Then I found paper [9], where authors train a model for semantic segmentation using Intersection over Union (IoU) loss. 2D Hand Pose estimation is similar to segmentation, with the only difference – heatmaps have continuous values in the range [0,1], but not just binary labels 0/1 as segmentation masks. Nevertheless, we may use the formulas from [9], slightly modified for heatmaps. And it works!

Training. For this tutorial, I have trained the model with batch_size=48 and batches_per_epoch=50. I started with learning rate=0.1 and reduced it by half every time training loss stopped decreasing. I finished training when loss stopped decreasing on the validation set. It took about 200 epochs to converge (and 2 hours on GPU) and my final train and validation losses are 0.437 and 0.476 respectively.
These numbers are only landmarks. When training your model, you may come up with a different number of epochs to converge and slightly different final losses. Also, feel free to increase/decrease the batch size to fit into your machine memory, and increase/decrease the learning rate.
Understand and visualize model predictions
So now we have a trained model that outputs heatmaps. However, heatmaps are not keypoint locations, so additional post-processing is needed. By looking at the heatmap we may easily understand where the model thinks a keypoint is located. Yeah, it is the center of the "white" region, a region with the largest values. So let’s incorporate the same logic in our post-processing.

There are 2 options:
- Most simply, we may just find a pixel with the largest value in the heatmap. (x,y) location of this pixel is the keypoint location.

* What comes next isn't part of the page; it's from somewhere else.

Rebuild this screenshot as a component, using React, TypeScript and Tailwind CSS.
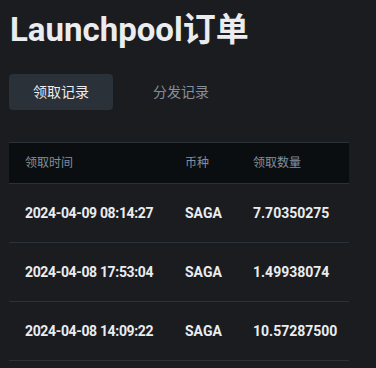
import React from "react";

const rows = [
  { time: "2024-04-09 08:14:27", coin: "SAGA", amount: "7.70350275" },
  { time: "2024-04-08 17:53:04", coin: "SAGA", amount: "1.49938074" },
  { time: "2024-04-08 14:09:22", coin: "SAGA", amount: "10.57287500" },
];

const font = { fontFamily: '"Roboto", "Noto Sans CJK SC", sans-serif' };

export default function App() {
  return (
    <div className="w-[376px] h-[368px] bg-[#1b1c20] px-[9px] overflow-hidden" style={font}>
      <h1 className="pt-[10px] text-[33px] leading-[40px] font-bold text-[#eaecef] pl-[1px]">
        Launchpool订单
      </h1>
      <div className="mt-[24px] flex gap-[16px]">
        <div className="w-[104px] h-[36px] rounded-[4px] bg-[#2b3139] flex items-center justify-center text-[14px] text-[#eaecef]">
          领取记录
        </div>
        <div className="w-[104px] h-[36px] rounded-[4px] flex items-center justify-center text-[14px] text-[#848e9c]">
          分发记录
        </div>
      </div>
      <div className="mt-[32px] w-[340px]">
        <div className="h-[42px] bg-[#0b0e11] border-y border-[#2b3139] flex items-center text-[12px] text-[#848e9c]">
          <div className="w-[176px] pl-[16px]">领取时间</div>
          <div className="w-[68px]">币种</div>
          <div className="flex-1">领取数量</div>
        </div>
        {rows.map((r) => (
          <div
            key={r.time}
            className="h-[59px] border-b border-[#2b3139] flex items-center text-[14px] font-bold text-[#eaecef]"
          >
            <div className="w-[176px] pl-[16px] tracking-[-0.35px]">{r.time}</div>
            <div className="w-[68px]">{r.coin}</div>
            <div className="flex-1">{r.amount}</div>
          </div>
        ))}
      </div>
    </div>
  );
}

- But a more robust way would be to calculate the average among all heatmap values. See the image below for details on how to do that.

Now we are ready to evaluate the model and visualize predictions. The model works well for most poses, however, it fails for poses with severe keypoint occlusions. Well, labeling occluded keypoints is not an easy task even for a human annotator.

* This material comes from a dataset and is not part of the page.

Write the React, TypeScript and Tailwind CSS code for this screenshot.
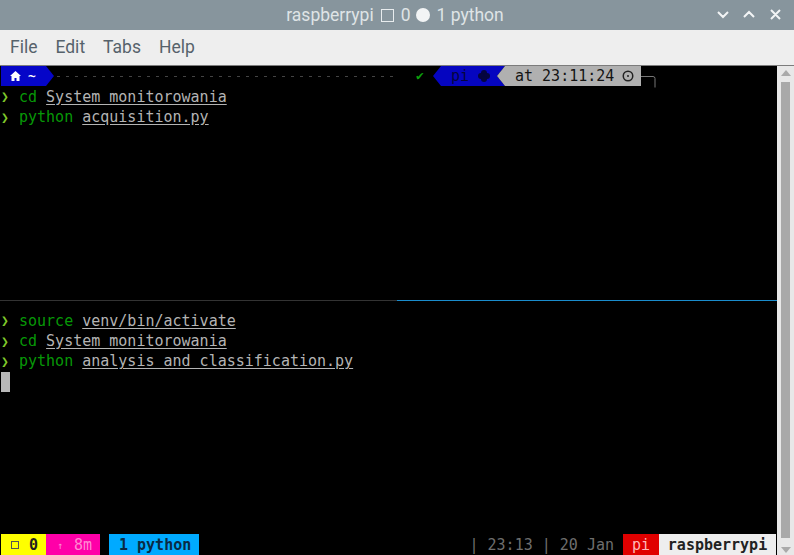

And here is model accuracy on the test set. The average error is calculated by averaging errors among all keypoints in the image and then among all images. 4.5% – not bad!

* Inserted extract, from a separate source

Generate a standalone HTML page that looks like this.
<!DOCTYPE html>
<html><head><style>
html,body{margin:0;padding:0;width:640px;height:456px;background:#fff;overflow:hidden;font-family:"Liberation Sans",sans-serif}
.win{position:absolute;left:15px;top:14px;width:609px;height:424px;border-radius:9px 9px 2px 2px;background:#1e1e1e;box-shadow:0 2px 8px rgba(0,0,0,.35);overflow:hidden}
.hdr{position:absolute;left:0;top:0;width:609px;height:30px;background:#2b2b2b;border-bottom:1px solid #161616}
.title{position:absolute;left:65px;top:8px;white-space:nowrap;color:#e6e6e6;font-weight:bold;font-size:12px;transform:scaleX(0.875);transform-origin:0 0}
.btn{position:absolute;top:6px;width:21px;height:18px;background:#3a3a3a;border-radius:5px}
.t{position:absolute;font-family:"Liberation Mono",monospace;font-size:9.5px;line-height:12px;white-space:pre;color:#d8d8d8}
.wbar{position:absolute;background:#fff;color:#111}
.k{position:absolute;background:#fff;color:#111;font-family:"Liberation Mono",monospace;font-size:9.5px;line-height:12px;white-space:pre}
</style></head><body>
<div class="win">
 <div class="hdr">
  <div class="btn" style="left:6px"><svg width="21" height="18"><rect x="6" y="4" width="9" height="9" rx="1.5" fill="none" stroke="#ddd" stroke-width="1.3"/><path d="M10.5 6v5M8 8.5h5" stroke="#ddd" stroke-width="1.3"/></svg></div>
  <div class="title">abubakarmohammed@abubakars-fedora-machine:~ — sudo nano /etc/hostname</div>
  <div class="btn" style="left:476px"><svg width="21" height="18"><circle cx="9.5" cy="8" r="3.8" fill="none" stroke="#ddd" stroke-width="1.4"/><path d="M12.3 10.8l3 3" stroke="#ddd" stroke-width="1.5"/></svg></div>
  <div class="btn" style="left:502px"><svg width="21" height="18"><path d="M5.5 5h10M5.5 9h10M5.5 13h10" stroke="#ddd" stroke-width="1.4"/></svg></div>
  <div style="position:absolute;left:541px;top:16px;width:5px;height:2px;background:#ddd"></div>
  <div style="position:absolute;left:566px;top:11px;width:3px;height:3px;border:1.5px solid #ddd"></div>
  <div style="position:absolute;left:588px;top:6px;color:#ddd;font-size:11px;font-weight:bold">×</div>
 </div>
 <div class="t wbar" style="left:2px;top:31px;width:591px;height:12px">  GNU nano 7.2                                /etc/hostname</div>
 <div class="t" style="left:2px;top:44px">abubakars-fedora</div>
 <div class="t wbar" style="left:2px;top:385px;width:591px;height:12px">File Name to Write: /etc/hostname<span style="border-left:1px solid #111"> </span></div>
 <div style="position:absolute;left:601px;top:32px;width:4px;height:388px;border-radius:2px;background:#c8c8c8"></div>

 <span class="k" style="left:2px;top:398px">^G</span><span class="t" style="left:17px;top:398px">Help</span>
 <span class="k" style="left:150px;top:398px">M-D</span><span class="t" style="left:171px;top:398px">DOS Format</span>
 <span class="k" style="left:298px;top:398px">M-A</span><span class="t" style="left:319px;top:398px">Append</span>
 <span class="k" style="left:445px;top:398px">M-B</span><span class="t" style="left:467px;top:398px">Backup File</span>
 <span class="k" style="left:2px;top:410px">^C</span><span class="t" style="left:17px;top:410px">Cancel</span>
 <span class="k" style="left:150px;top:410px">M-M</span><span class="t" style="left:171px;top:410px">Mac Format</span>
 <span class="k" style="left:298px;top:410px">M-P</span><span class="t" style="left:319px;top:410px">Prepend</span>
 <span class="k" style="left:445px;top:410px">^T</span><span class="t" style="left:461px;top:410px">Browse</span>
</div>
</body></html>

- Average error: 4.5% from image size
- Average error: 6 pixels for image 128×128
- Average error: 10 pixels for image 224×224
What’s next
I am glad that you’ve read so far. Hope, now the 2D Hand Pose Estimation is much more clear to you. But…
You know it when you can code it, right? : ) So in the next part of this tutorial, I’ll share and explain all the code, and you’ll learn how to train a 2D hand pose estimator on your own. Don’t shut down your Jupyter Notebook!
Update: The second part is already available here.
References
[1] In case you want to check my thesis, here is text and code.
[2] " Awesome Hand Pose Estimation ", a Github repository with a list of open-source datasets and papers.
[3] FreiHAND dataset, here you can download it.
[4] FreiHAND dataset Github repository.
[5] Tomas Pfister, James Charles, Andrew Zisserman. " Flowing ConvNets for Human Pose Estimation in Videos "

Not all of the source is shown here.